Venture funds in Israel have come a long way since the start of Israel’s technology industry some 20 years ago, Peres said.
“The VC fund partners are much more experienced, much more mature, they have seen more, they have gone through more cycles,” he said. And the high-tech ecosystem in Israel is “much more developed” than it was some 20 years ago. There are more companies, in different stages of development, and there are many second and third-time entrepreneurs who are setting up “better designed and better executed” companies, Peres said. They are also “bolder and more daring” and have a longer-term view than when the industry was a fledgling one. “They are willing to run longer distances,” he added.
So when investors assess the Israeli technology market, they shouldn’t necessarily look at its track record because it has no real depth, he said; it is still such a relatively young industry compared to the 60 years of Silicon Valley, for example.
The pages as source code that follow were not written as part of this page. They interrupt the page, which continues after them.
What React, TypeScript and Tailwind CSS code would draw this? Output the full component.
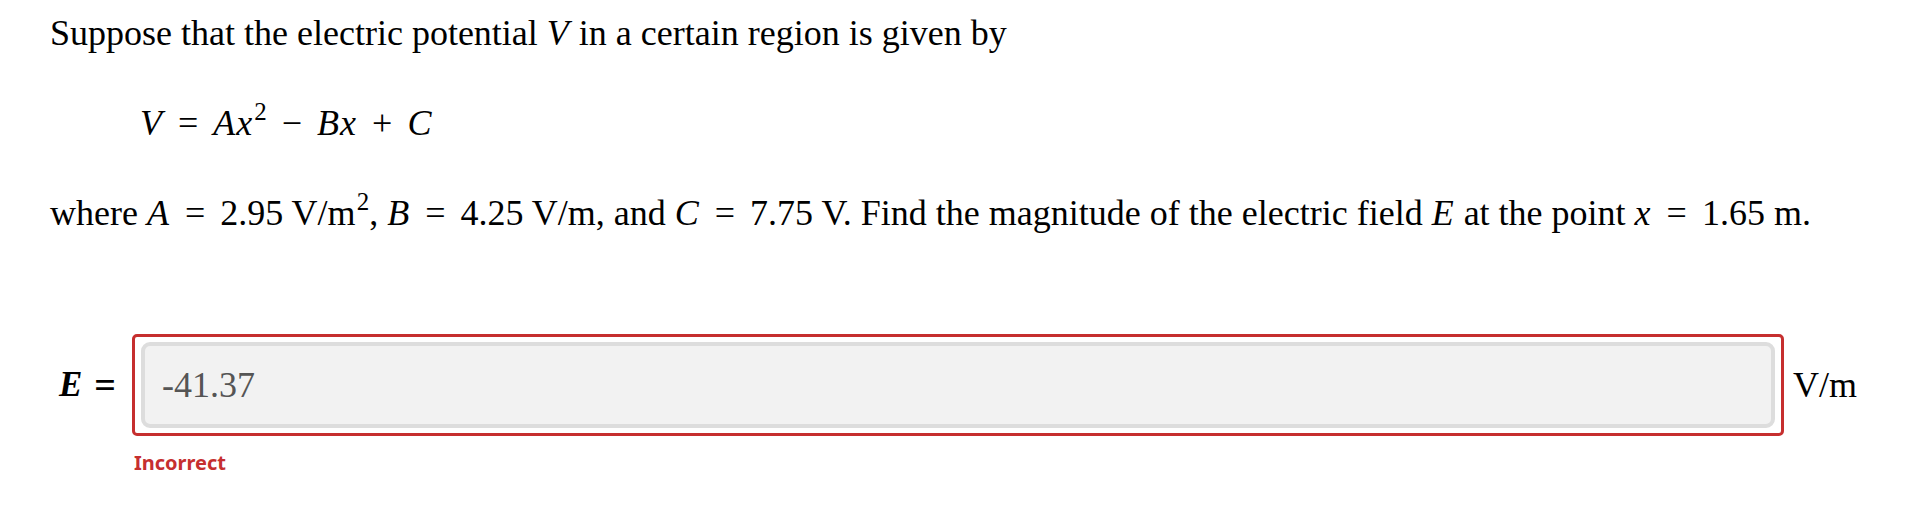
const serif = "font-['Liberation_Serif','Times_New_Roman',serif]";

function M({ children, bold }: { children: React.ReactNode; bold?: boolean }) {
  return <i className={`tracking-[1px] ${bold ? 'font-bold' : ''}`}>{children}</i>;
}

function Eq() {
  return <span className="mx-[15px]">=</span>;
}

function Op({ children }: { children: React.ReactNode }) {
  return <span className="mx-[15px]">{children}</span>;
}

function Sup({ children }: { children: React.ReactNode }) {
  return <sup className="text-[25px] relative -top-[15px] ml-[1px]">{children}</sup>;
}

export default function App() {
  return (
    <div className={`${serif} bg-white text-black w-[1916px] h-[516px] pl-[50px] pr-[59px] pt-[11px]`}>
      <p className="text-[36px] leading-[44px] whitespace-nowrap">
        Suppose that the electric potential <M>V</M> in a certain region is given by
      </p>

      <p className="mt-[46px] ml-[90px] text-[36px] leading-[44px] whitespace-nowrap">
        <M>V</M>
        <Op>=</Op>
        <M>Ax</M>
        <Sup>2</Sup>
        <Op>−</Op>
        <M>Bx</M>
        <Op>+</Op>
        <M>C</M>
      </p>

      <p className="mt-[46px] text-[36px] leading-[44px] whitespace-nowrap">
        where <M>A</M>
        <Eq />
        2.95 V/m<Sup>2</Sup>, <M>B</M>
        <Eq />
        4.25 V/m, and <M>C</M>
        <Eq />
        7.75 V. Find the magnitude of the electric field <M>E</M> at the point <M>x</M>
        <Eq />
        1.65 m.
      </p>

      <div className="mt-[99px] flex items-start">
        <div className="w-[82px] h-[102px] pl-[9px] flex items-center text-[35px]">
          <M bold>E</M>
          <span className="ml-[11px] font-bold text-[38px]">=</span>
        </div>
        <div className="flex-1 flex flex-col">
          <div className="flex items-center">
            <div className="flex-1 border-[3px] border-[#c62f2f] rounded-[5px] px-[6px] py-[5px]">
              <div className="h-[86px] border-[4px] border-[#dddddd] bg-[#f2f2f2] rounded-[9px] pl-[17px] flex items-center text-[36px] text-[#555555]">
                -41.37
              </div>
            </div>
            <span className="ml-[9px] text-[36px]">V/m</span>
          </div>
          <span className="mt-[13px] ml-[2px] font-['Noto_Sans',sans-serif] font-bold text-[20px] leading-[28px] text-[#c62f2f]">
            Incorrect
          </span>
        </div>
      </div>
    </div>
  );
}
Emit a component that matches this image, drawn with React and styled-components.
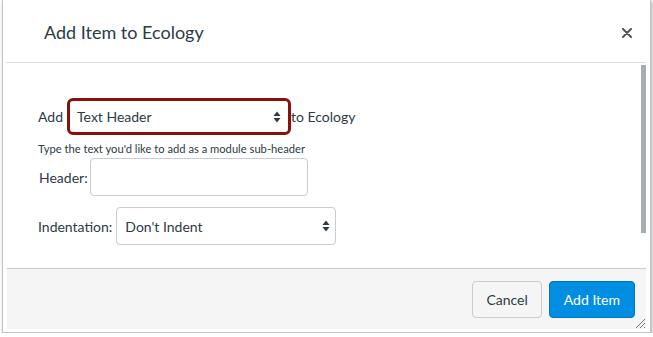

Investors “should look forward,” Peres said. “Look at the trends, look at the learning curve, look at what has changed, look at the strategy going forward as opposed to trying to deep dive 10 or 15 years ago,” because the market has moved on. “We have more future than past,” Peres said, his voice, optimism and enthusiasm reflecting the same passion and conviction that his father had on the subject.
This maturity of the Israeli VC and technology market — coupled with the fact that even traditional industries, like the financial, construction, transportation and insurance sectors, are seeking to innovate, and more and more objects are joining the Internet of Things, making the world ever more connected and automated — puts Israel in a special place, Peres said.
“The world is at an inflection point where you need more robust innovation — and Israel is a place for robust innovation,” he said. Everything is going “through technology disruption,” Peres said. “I think Israel is ripe in the next 10-20 years to explode in terms of the amount of opportunities. You ain’t seen nothing yet.”